# [Short problem]
Transcribe every line exactly. Leave the pictures behind.

# [Dataset excerpt]

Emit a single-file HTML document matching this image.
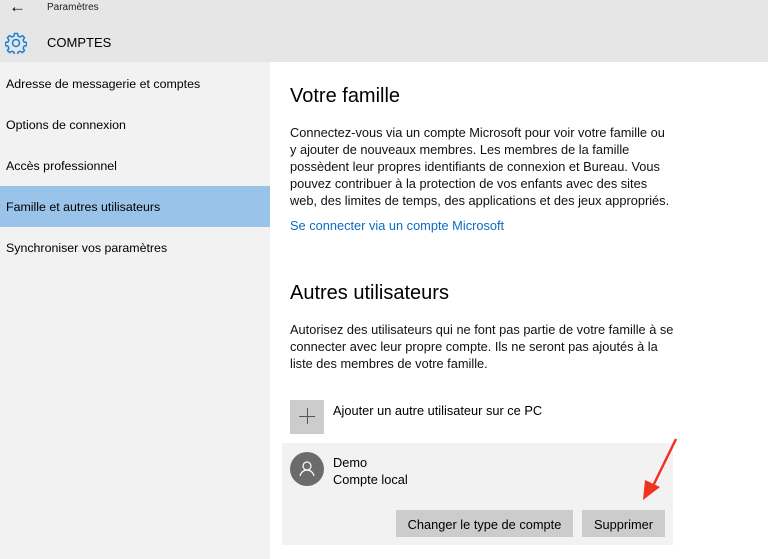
<!DOCTYPE html>
<html><head><style>
body{margin:0;width:768px;height:559px;overflow:hidden;background:#fff;font-family:"Liberation Sans",sans-serif;color:#000;position:relative}
.a{position:absolute;white-space:nowrap}
</style></head><body>
<div class="a" style="left:0;top:0;width:768px;height:62px;background:#e6e6e6"></div>
<div class="a" style="left:9px;top:-3px;font-size:17px">&#8592;</div>
<div class="a" style="left:47px;top:2px;font-size:10px;color:#222">Paramètres</div>
<svg class="a" style="left:5px;top:32px" width="22" height="22" viewBox="0 0 22 22"><g fill="none" stroke="#1a7fd6" stroke-width="1.5"><circle cx="11" cy="11" r="3.5"/><path d="M9.5 1.5h3l.6 2.6 2 .9 2.3-1.4 2.1 2.1-1.4 2.3.9 2 2.6.6v3l-2.6.6-.9 2 1.4 2.3-2.1 2.1-2.3-1.4-2 .9-.6 2.6h-3l-.6-2.6-2-.9-2.3 1.4-2.1-2.1 1.4-2.3-.9-2-2.6-.6v-3l2.6-.6.9-2-1.4-2.3 2.1-2.1 2.3 1.4 2-.9z"/></g></svg>
<div class="a" style="left:47px;top:35px;font-size:13px">COMPTES</div>
<div class="a" style="left:0;top:62px;width:270px;height:497px;background:#f2f2f2"></div>
<div class="a" style="left:0;top:186px;width:270px;height:41px;background:#99c3e9"></div>
<div class="a" style="left:6px;top:77px;font-size:12.4px">Adresse de messagerie et comptes</div>
<div class="a" style="left:6px;top:118px;font-size:12.4px">Options de connexion</div>
<div class="a" style="left:6px;top:159px;font-size:12.4px">Accès professionnel</div>
<div class="a" style="left:6px;top:200px;font-size:12.4px">Famille et autres utilisateurs</div>
<div class="a" style="left:6px;top:241px;font-size:12.4px">Synchroniser vos paramètres</div>
<div class="a" style="left:290px;top:85px;font-size:20px">Votre famille</div>
<div class="a" style="left:290px;top:124px;font-size:12.8px;line-height:17px;color:#111">Connectez-vous via un compte Microsoft pour voir votre famille ou<br>y ajouter de nouveaux membres. Les membres de la famille<br>possèdent leur propres identifiants de connexion et Bureau. Vous<br>pouvez contribuer à la protection de vos enfants avec des sites<br>web, des limites de temps, des applications et des jeux appropriés.</div>
<div class="a" style="left:290px;top:218px;font-size:12.8px;color:#0a6cc2">Se connecter via un compte Microsoft</div>
<div class="a" style="left:290px;top:282px;font-size:20px">Autres utilisateurs</div>
<div class="a" style="left:290px;top:321px;font-size:12.8px;line-height:17px;color:#111">Autorisez des utilisateurs qui ne font pas partie de votre famille à se<br>connecter avec leur propre compte. Ils ne seront pas ajoutés à la<br>liste des membres de votre famille.</div>
<div class="a" style="left:290px;top:400px;width:34px;height:34px;background:#cccccc"></div>
<div class="a" style="left:299px;top:416px;width:16px;height:1px;background:#555"></div>
<div class="a" style="left:307px;top:408px;width:1px;height:16px;background:#555"></div>
<div class="a" style="left:333px;top:403px;font-size:12.8px">Ajouter un autre utilisateur sur ce PC</div>
<div class="a" style="left:282px;top:443px;width:391px;height:102px;background:#f2f2f2"></div>
<svg class="a" style="left:290px;top:452px" width="34" height="34"><circle cx="17" cy="17" r="17" fill="#6b6b6b"/><g fill="none" stroke="#fff" stroke-width="1.2"><circle cx="17" cy="14" r="4"/><path d="M10 24c1-4 4-6 7-6s6 2 7 6"/></g></svg>
<div class="a" style="left:333px;top:455px;font-size:12.8px">Demo</div>
<div class="a" style="left:333px;top:472px;font-size:12.8px">Compte local</div>
<div class="a" style="left:396px;top:510px;width:177px;height:27px;background:#cccccc;font-size:12.8px;text-align:center;line-height:29px">Changer le type de compte</div>
<div class="a" style="left:582px;top:510px;width:83px;height:27px;background:#cccccc;font-size:12.8px;text-align:center;line-height:29px">Supprimer</div>
<svg class="a" style="left:630px;top:430px" width="60" height="80"><path d="M46 9L22 58" stroke="#f0321e" stroke-width="2.5"/><path d="M13 70L15 50L30 57Z" fill="#f0321e"/></svg>
</body></html>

# [Answer to the exercise]
Emit a single-file HTML document matching this image.
<!DOCTYPE html>
<html><head><style>
body{margin:0;width:768px;height:559px;overflow:hidden;background:#fff;font-family:"Liberation Sans",sans-serif;color:#000;position:relative}
.a{position:absolute;white-space:nowrap}
</style></head><body>
<div class="a" style="left:0;top:0;width:768px;height:62px;background:#e6e6e6"></div>
<div class="a" style="left:9px;top:-3px;font-size:17px">&#8592;</div>
<div class="a" style="left:47px;top:2px;font-size:10px;color:#222">Paramètres</div>
<svg class="a" style="left:5px;top:32px" width="22" height="22" viewBox="0 0 22 22"><g fill="none" stroke="#1a7fd6" stroke-width="1.5"><circle cx="11" cy="11" r="3.5"/><path d="M9.5 1.5h3l.6 2.6 2 .9 2.3-1.4 2.1 2.1-1.4 2.3.9 2 2.6.6v3l-2.6.6-.9 2 1.4 2.3-2.1 2.1-2.3-1.4-2 .9-.6 2.6h-3l-.6-2.6-2-.9-2.3 1.4-2.1-2.1 1.4-2.3-.9-2-2.6-.6v-3l2.6-.6.9-2-1.4-2.3 2.1-2.1 2.3 1.4 2-.9z"/></g></svg>
<div class="a" style="left:47px;top:35px;font-size:13px">COMPTES</div>
<div class="a" style="left:0;top:62px;width:270px;height:497px;background:#f2f2f2"></div>
<div class="a" style="left:0;top:186px;width:270px;height:41px;background:#99c3e9"></div>
<div class="a" style="left:6px;top:77px;font-size:12.4px">Adresse de messagerie et comptes</div>
<div class="a" style="left:6px;top:118px;font-size:12.4px">Options de connexion</div>
<div class="a" style="left:6px;top:159px;font-size:12.4px">Accès professionnel</div>
<div class="a" style="left:6px;top:200px;font-size:12.4px">Famille et autres utilisateurs</div>
<div class="a" style="left:6px;top:241px;font-size:12.4px">Synchroniser vos paramètres</div>
<div class="a" style="left:290px;top:85px;font-size:20px">Votre famille</div>
<div class="a" style="left:290px;top:124px;font-size:12.8px;line-height:17px;color:#111">Connectez-vous via un compte Microsoft pour voir votre famille ou<br>y ajouter de nouveaux membres. Les membres de la famille<br>possèdent leur propres identifiants de connexion et Bureau. Vous<br>pouvez contribuer à la protection de vos enfants avec des sites<br>web, des limites de temps, des applications et des jeux appropriés.</div>
<div class="a" style="left:290px;top:218px;font-size:12.8px;color:#0a6cc2">Se connecter via un compte Microsoft</div>
<div class="a" style="left:290px;top:282px;font-size:20px">Autres utilisateurs</div>
<div class="a" style="left:290px;top:321px;font-size:12.8px;line-height:17px;color:#111">Autorisez des utilisateurs qui ne font pas partie de votre famille à se<br>connecter avec leur propre compte. Ils ne seront pas ajoutés à la<br>liste des membres de votre famille.</div>
<div class="a" style="left:290px;top:400px;width:34px;height:34px;background:#cccccc"></div>
<div class="a" style="left:299px;top:416px;width:16px;height:1px;background:#555"></div>
<div class="a" style="left:307px;top:408px;width:1px;height:16px;background:#555"></div>
<div class="a" style="left:333px;top:403px;font-size:12.8px">Ajouter un autre utilisateur sur ce PC</div>
<div class="a" style="left:282px;top:443px;width:391px;height:102px;background:#f2f2f2"></div>
<svg class="a" style="left:290px;top:452px" width="34" height="34"><circle cx="17" cy="17" r="17" fill="#6b6b6b"/><g fill="none" stroke="#fff" stroke-width="1.2"><circle cx="17" cy="14" r="4"/><path d="M10 24c1-4 4-6 7-6s6 2 7 6"/></g></svg>
<div class="a" style="left:333px;top:455px;font-size:12.8px">Demo</div>
<div class="a" style="left:333px;top:472px;font-size:12.8px">Compte local</div>
<div class="a" style="left:396px;top:510px;width:177px;height:27px;background:#cccccc;font-size:12.8px;text-align:center;line-height:29px">Changer le type de compte</div>
<div class="a" style="left:582px;top:510px;width:83px;height:27px;background:#cccccc;font-size:12.8px;text-align:center;line-height:29px">Supprimer</div>
<svg class="a" style="left:630px;top:430px" width="60" height="80"><path d="M46 9L22 58" stroke="#f0321e" stroke-width="2.5"/><path d="M13 70L15 50L30 57Z" fill="#f0321e"/></svg>
</body></html>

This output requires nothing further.